### Records for the task
+++

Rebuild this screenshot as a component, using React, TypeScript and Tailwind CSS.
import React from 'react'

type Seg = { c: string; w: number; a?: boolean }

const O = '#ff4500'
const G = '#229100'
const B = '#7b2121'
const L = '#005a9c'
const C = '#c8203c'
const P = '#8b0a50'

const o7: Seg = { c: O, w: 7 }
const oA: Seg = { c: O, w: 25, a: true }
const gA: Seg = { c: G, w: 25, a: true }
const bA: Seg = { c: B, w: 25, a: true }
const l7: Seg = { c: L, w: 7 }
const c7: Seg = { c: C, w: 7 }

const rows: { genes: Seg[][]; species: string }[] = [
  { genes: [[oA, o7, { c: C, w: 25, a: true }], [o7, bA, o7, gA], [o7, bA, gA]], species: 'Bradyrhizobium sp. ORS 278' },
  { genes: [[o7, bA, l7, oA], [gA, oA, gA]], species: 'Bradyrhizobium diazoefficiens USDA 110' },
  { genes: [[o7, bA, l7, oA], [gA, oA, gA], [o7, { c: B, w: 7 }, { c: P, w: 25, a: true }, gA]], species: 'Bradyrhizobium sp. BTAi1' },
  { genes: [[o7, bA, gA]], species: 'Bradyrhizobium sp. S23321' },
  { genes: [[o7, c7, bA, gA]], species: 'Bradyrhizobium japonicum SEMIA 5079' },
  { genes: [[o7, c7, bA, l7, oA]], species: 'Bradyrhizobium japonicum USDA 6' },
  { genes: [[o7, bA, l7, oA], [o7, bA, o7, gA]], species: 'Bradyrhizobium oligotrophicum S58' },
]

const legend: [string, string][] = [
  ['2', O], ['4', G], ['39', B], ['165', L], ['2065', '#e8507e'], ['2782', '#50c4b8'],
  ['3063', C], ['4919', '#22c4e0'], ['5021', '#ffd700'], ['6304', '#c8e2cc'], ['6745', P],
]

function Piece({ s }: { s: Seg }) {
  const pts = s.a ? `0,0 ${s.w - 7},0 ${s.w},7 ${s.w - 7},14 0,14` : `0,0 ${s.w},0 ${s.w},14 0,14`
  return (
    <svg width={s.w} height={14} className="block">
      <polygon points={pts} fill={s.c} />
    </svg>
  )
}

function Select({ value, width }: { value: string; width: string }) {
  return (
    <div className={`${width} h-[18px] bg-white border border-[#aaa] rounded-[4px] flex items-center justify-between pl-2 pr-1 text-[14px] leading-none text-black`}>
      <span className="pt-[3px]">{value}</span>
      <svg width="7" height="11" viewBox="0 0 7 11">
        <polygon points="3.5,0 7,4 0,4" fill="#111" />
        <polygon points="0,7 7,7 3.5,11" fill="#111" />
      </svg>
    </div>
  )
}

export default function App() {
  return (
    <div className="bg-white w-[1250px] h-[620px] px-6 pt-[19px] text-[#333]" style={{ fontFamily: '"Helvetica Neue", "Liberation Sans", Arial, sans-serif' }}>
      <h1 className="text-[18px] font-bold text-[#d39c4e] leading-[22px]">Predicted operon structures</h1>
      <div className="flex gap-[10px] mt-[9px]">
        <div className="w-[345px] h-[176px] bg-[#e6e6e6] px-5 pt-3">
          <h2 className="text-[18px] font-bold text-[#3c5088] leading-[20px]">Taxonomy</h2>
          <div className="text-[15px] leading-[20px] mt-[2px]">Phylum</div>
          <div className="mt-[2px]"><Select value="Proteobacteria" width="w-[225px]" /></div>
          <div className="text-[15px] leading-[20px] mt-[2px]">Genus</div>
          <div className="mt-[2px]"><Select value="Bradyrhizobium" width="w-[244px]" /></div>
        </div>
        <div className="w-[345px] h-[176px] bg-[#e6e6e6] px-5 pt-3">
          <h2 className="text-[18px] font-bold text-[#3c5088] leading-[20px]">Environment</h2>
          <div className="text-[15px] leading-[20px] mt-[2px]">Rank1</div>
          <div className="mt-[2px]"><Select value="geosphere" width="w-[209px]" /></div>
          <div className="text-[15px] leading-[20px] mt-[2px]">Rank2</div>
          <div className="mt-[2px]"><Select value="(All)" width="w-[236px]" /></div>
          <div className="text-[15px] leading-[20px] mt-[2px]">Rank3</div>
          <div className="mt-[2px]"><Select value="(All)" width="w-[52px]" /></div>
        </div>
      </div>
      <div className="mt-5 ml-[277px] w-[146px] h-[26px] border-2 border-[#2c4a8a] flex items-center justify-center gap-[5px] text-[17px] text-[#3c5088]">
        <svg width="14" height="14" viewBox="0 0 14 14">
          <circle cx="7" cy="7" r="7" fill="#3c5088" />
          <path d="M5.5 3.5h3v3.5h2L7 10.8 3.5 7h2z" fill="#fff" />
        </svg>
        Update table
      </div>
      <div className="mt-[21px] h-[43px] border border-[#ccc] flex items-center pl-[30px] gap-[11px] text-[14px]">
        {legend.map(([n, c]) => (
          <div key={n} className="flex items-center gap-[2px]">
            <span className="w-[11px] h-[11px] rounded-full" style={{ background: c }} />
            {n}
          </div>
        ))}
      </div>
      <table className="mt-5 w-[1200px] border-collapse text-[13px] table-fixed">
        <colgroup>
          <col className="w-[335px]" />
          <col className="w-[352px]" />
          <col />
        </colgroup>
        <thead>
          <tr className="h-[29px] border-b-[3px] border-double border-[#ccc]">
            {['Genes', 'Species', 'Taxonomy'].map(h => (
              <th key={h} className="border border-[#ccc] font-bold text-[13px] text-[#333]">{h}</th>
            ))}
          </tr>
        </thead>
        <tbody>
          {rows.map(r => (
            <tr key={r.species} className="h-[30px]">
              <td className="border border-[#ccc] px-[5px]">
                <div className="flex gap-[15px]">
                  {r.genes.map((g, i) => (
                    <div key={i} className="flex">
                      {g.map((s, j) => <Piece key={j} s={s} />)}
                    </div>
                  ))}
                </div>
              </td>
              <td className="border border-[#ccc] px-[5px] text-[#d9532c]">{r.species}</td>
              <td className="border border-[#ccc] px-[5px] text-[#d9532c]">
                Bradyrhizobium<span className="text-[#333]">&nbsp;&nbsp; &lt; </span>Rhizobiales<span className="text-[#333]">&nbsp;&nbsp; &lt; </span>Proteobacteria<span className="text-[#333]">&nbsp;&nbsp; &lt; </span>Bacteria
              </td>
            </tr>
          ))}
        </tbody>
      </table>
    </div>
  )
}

+++

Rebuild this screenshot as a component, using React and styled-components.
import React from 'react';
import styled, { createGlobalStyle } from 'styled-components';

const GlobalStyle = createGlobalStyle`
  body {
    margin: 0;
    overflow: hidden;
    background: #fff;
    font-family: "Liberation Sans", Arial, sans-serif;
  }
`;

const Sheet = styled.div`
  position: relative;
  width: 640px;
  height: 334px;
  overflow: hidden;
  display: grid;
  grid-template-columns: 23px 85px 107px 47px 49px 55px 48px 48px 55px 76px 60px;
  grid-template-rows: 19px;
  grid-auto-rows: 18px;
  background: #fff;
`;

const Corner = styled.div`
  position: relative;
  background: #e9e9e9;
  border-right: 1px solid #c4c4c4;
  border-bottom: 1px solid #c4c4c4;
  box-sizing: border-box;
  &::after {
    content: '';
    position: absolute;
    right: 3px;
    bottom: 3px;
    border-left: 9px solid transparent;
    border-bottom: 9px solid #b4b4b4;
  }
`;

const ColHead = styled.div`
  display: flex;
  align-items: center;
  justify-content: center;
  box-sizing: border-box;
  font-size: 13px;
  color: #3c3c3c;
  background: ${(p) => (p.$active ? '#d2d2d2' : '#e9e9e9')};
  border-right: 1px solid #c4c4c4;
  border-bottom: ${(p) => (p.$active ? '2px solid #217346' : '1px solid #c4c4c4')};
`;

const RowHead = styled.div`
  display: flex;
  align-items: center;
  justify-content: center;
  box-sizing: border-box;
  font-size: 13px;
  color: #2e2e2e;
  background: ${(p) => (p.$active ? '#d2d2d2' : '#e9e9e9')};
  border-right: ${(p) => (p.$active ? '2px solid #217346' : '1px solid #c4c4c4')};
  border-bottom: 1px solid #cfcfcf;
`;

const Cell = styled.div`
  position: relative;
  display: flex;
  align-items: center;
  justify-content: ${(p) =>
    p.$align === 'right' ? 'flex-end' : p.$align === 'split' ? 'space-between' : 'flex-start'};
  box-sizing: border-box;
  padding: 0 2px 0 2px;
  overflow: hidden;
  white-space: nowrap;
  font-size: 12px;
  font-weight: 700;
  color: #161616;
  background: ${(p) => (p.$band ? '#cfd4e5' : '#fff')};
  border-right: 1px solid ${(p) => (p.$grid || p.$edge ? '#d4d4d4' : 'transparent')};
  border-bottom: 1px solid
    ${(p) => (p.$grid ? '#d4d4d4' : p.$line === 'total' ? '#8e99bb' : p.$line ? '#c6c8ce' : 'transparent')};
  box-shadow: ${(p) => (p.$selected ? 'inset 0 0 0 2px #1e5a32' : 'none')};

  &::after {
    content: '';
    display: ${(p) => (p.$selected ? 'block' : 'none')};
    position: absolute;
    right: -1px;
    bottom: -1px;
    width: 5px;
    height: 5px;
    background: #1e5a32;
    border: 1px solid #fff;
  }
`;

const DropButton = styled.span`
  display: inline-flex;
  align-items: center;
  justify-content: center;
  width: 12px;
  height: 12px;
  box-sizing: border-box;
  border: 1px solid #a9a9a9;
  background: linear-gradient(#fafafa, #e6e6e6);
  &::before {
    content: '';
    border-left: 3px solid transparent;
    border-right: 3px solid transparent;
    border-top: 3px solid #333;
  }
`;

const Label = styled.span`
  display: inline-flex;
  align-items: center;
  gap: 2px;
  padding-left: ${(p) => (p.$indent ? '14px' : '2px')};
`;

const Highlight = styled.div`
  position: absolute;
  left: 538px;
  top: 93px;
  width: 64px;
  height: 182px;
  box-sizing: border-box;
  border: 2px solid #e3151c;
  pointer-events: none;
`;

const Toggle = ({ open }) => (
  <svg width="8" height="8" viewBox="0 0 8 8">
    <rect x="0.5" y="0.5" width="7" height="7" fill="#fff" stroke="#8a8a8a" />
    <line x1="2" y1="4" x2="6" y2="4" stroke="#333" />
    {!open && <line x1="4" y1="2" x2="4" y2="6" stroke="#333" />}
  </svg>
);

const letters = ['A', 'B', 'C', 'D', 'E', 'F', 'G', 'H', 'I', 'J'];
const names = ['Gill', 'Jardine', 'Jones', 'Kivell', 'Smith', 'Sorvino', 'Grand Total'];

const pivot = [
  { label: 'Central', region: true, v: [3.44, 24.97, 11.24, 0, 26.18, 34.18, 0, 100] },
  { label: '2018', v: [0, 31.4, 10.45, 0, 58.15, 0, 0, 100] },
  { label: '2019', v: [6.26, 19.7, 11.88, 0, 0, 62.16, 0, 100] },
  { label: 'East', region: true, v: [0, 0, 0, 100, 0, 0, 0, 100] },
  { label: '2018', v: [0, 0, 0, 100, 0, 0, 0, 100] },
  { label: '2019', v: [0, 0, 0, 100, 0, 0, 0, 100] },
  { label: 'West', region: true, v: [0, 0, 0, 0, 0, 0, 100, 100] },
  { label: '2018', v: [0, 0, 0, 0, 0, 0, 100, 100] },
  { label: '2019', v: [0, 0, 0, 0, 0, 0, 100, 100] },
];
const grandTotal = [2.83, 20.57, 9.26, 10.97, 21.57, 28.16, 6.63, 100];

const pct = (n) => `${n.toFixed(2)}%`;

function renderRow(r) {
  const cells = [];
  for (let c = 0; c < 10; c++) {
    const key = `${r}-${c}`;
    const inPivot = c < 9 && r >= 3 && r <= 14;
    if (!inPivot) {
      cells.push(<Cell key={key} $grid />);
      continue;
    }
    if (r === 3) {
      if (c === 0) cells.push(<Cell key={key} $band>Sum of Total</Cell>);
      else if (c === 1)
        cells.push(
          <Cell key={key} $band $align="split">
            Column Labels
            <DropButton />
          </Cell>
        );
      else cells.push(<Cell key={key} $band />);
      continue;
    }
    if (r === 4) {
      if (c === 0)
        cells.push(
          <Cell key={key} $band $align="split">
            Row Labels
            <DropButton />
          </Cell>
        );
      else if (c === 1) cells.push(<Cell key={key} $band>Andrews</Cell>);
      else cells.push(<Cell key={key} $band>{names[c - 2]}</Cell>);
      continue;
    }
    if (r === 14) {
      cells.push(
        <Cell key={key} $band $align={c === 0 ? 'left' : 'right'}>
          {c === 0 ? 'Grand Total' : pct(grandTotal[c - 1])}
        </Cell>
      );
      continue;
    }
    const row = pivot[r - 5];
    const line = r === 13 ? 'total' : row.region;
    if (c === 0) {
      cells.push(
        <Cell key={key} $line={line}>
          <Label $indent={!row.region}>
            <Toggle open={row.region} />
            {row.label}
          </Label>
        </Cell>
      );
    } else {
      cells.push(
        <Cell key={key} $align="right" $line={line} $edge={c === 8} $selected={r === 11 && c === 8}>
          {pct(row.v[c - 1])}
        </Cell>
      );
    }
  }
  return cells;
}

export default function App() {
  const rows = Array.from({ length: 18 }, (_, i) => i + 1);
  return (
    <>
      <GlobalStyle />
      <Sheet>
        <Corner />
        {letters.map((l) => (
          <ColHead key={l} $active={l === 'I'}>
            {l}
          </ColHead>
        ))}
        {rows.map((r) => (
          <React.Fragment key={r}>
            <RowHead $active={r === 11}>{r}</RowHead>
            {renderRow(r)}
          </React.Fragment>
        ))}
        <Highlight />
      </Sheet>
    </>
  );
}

+++

### What is expected
Starting at the line that holds "Rebuild this screenshot as a component, using React, TypeScript", copy each line exactly and stop after the line that holds "const c7: Seg".

### Task response
Rebuild this screenshot as a component, using React, TypeScript and Tailwind CSS.
import React from 'react'

type Seg = { c: string; w: number; a?: boolean }

const O = '#ff4500'
const G = '#229100'
const B = '#7b2121'
const L = '#005a9c'
const C = '#c8203c'
const P = '#8b0a50'

const o7: Seg = { c: O, w: 7 }
const oA: Seg = { c: O, w: 25, a: true }
const gA: Seg = { c: G, w: 25, a: true }
const bA: Seg = { c: B, w: 25, a: true }
const l7: Seg = { c: L, w: 7 }
const c7: Seg = { c: C, w: 7 }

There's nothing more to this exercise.